Stored data:
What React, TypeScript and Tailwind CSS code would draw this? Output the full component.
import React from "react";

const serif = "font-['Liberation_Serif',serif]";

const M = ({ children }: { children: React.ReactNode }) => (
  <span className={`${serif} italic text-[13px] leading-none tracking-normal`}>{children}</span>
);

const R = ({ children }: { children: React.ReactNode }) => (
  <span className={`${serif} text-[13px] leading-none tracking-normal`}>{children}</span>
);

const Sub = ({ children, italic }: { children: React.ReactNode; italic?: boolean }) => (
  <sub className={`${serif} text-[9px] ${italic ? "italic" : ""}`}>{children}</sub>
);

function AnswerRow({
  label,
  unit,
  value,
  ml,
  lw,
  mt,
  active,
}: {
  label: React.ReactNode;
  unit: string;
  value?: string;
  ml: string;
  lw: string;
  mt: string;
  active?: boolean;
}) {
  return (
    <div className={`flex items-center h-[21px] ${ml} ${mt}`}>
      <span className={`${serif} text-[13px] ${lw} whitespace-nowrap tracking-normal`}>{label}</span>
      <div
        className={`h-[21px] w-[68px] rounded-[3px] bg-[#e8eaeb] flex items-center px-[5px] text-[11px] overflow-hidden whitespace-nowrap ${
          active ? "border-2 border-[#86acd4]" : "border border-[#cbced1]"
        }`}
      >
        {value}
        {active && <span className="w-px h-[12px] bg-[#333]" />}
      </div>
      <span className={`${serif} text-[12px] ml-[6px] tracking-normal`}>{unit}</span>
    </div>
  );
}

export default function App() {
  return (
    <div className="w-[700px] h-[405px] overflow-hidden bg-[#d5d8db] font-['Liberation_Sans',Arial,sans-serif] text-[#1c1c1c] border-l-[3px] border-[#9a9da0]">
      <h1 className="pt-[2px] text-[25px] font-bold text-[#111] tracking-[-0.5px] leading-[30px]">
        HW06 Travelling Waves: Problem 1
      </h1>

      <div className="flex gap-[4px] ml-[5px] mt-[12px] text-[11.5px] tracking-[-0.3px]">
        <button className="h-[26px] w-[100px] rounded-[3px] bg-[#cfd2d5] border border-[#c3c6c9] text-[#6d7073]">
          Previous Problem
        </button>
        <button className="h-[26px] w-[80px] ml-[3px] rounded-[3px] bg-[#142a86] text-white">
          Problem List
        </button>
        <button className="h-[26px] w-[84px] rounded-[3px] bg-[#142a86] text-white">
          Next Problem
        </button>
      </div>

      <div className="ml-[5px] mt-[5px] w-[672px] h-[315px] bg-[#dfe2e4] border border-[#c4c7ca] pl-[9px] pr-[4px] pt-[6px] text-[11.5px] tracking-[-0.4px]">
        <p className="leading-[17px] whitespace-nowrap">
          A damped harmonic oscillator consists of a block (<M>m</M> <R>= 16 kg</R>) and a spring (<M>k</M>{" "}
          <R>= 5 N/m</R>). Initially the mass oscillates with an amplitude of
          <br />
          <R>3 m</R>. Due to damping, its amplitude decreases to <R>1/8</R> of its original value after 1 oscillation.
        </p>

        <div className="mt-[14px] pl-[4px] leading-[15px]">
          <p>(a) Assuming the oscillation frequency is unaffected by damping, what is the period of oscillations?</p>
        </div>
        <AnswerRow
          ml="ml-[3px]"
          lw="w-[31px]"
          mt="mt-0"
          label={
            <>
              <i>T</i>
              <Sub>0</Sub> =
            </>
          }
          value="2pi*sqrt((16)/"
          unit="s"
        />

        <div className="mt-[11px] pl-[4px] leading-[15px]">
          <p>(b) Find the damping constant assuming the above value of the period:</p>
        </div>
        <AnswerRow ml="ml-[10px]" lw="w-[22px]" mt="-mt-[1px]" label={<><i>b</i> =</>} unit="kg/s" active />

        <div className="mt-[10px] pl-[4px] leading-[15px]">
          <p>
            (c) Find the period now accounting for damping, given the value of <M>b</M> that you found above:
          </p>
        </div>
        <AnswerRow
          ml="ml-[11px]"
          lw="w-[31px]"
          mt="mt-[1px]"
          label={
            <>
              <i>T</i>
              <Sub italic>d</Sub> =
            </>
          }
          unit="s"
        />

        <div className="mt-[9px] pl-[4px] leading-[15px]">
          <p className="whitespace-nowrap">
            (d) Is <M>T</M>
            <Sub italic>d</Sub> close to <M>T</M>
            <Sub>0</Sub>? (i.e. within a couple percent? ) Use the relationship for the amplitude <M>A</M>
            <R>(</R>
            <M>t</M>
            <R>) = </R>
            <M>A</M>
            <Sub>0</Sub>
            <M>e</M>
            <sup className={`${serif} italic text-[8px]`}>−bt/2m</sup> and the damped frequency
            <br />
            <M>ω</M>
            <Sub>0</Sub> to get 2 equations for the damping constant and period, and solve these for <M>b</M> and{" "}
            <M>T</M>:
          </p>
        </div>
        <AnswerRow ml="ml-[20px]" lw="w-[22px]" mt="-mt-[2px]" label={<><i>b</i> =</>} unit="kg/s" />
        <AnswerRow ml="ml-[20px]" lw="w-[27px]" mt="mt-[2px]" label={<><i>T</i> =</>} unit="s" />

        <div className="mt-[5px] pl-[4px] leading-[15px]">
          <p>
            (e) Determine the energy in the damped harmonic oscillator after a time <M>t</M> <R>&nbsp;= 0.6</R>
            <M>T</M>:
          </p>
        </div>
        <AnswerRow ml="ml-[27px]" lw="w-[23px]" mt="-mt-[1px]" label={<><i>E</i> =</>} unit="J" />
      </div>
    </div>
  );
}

Challenge: The whole listing above needs to be written out again exactly.

Response to the exercise:
What React, TypeScript and Tailwind CSS code would draw this? Output the full component.
import React from "react";

const serif = "font-['Liberation_Serif',serif]";

const M = ({ children }: { children: React.ReactNode }) => (
  <span className={`${serif} italic text-[13px] leading-none tracking-normal`}>{children}</span>
);

const R = ({ children }: { children: React.ReactNode }) => (
  <span className={`${serif} text-[13px] leading-none tracking-normal`}>{children}</span>
);

const Sub = ({ children, italic }: { children: React.ReactNode; italic?: boolean }) => (
  <sub className={`${serif} text-[9px] ${italic ? "italic" : ""}`}>{children}</sub>
);

function AnswerRow({
  label,
  unit,
  value,
  ml,
  lw,
  mt,
  active,
}: {
  label: React.ReactNode;
  unit: string;
  value?: string;
  ml: string;
  lw: string;
  mt: string;
  active?: boolean;
}) {
  return (
    <div className={`flex items-center h-[21px] ${ml} ${mt}`}>
      <span className={`${serif} text-[13px] ${lw} whitespace-nowrap tracking-normal`}>{label}</span>
      <div
        className={`h-[21px] w-[68px] rounded-[3px] bg-[#e8eaeb] flex items-center px-[5px] text-[11px] overflow-hidden whitespace-nowrap ${
          active ? "border-2 border-[#86acd4]" : "border border-[#cbced1]"
        }`}
      >
        {value}
        {active && <span className="w-px h-[12px] bg-[#333]" />}
      </div>
      <span className={`${serif} text-[12px] ml-[6px] tracking-normal`}>{unit}</span>
    </div>
  );
}

export default function App() {
  return (
    <div className="w-[700px] h-[405px] overflow-hidden bg-[#d5d8db] font-['Liberation_Sans',Arial,sans-serif] text-[#1c1c1c] border-l-[3px] border-[#9a9da0]">
      <h1 className="pt-[2px] text-[25px] font-bold text-[#111] tracking-[-0.5px] leading-[30px]">
        HW06 Travelling Waves: Problem 1
      </h1>

      <div className="flex gap-[4px] ml-[5px] mt-[12px] text-[11.5px] tracking-[-0.3px]">
        <button className="h-[26px] w-[100px] rounded-[3px] bg-[#cfd2d5] border border-[#c3c6c9] text-[#6d7073]">
          Previous Problem
        </button>
        <button className="h-[26px] w-[80px] ml-[3px] rounded-[3px] bg-[#142a86] text-white">
          Problem List
        </button>
        <button className="h-[26px] w-[84px] rounded-[3px] bg-[#142a86] text-white">
          Next Problem
        </button>
      </div>

      <div className="ml-[5px] mt-[5px] w-[672px] h-[315px] bg-[#dfe2e4] border border-[#c4c7ca] pl-[9px] pr-[4px] pt-[6px] text-[11.5px] tracking-[-0.4px]">
        <p className="leading-[17px] whitespace-nowrap">
          A damped harmonic oscillator consists of a block (<M>m</M> <R>= 16 kg</R>) and a spring (<M>k</M>{" "}
          <R>= 5 N/m</R>). Initially the mass oscillates with an amplitude of
          <br />
          <R>3 m</R>. Due to damping, its amplitude decreases to <R>1/8</R> of its original value after 1 oscillation.
        </p>

        <div className="mt-[14px] pl-[4px] leading-[15px]">
          <p>(a) Assuming the oscillation frequency is unaffected by damping, what is the period of oscillations?</p>
        </div>
        <AnswerRow
          ml="ml-[3px]"
          lw="w-[31px]"
          mt="mt-0"
          label={
            <>
              <i>T</i>
              <Sub>0</Sub> =
            </>
          }
          value="2pi*sqrt((16)/"
          unit="s"
        />

        <div className="mt-[11px] pl-[4px] leading-[15px]">
          <p>(b) Find the damping constant assuming the above value of the period:</p>
        </div>
        <AnswerRow ml="ml-[10px]" lw="w-[22px]" mt="-mt-[1px]" label={<><i>b</i> =</>} unit="kg/s" active />

        <div className="mt-[10px] pl-[4px] leading-[15px]">
          <p>
            (c) Find the period now accounting for damping, given the value of <M>b</M> that you found above:
          </p>
        </div>
        <AnswerRow
          ml="ml-[11px]"
          lw="w-[31px]"
          mt="mt-[1px]"
          label={
            <>
              <i>T</i>
              <Sub italic>d</Sub> =
            </>
          }
          unit="s"
        />

        <div className="mt-[9px] pl-[4px] leading-[15px]">
          <p className="whitespace-nowrap">
            (d) Is <M>T</M>
            <Sub italic>d</Sub> close to <M>T</M>
            <Sub>0</Sub>? (i.e. within a couple percent? ) Use the relationship for the amplitude <M>A</M>
            <R>(</R>
            <M>t</M>
            <R>) = </R>
            <M>A</M>
            <Sub>0</Sub>
            <M>e</M>
            <sup className={`${serif} italic text-[8px]`}>−bt/2m</sup> and the damped frequency
            <br />
            <M>ω</M>
            <Sub>0</Sub> to get 2 equations for the damping constant and period, and solve these for <M>b</M> and{" "}
            <M>T</M>:
          </p>
        </div>
        <AnswerRow ml="ml-[20px]" lw="w-[22px]" mt="-mt-[2px]" label={<><i>b</i> =</>} unit="kg/s" />
        <AnswerRow ml="ml-[20px]" lw="w-[27px]" mt="mt-[2px]" label={<><i>T</i> =</>} unit="s" />

        <div className="mt-[5px] pl-[4px] leading-[15px]">
          <p>
            (e) Determine the energy in the damped harmonic oscillator after a time <M>t</M> <R>&nbsp;= 0.6</R>
            <M>T</M>:
          </p>
        </div>
        <AnswerRow ml="ml-[27px]" lw="w-[23px]" mt="-mt-[1px]" label={<><i>E</i> =</>} unit="J" />
      </div>
    </div>
  );
}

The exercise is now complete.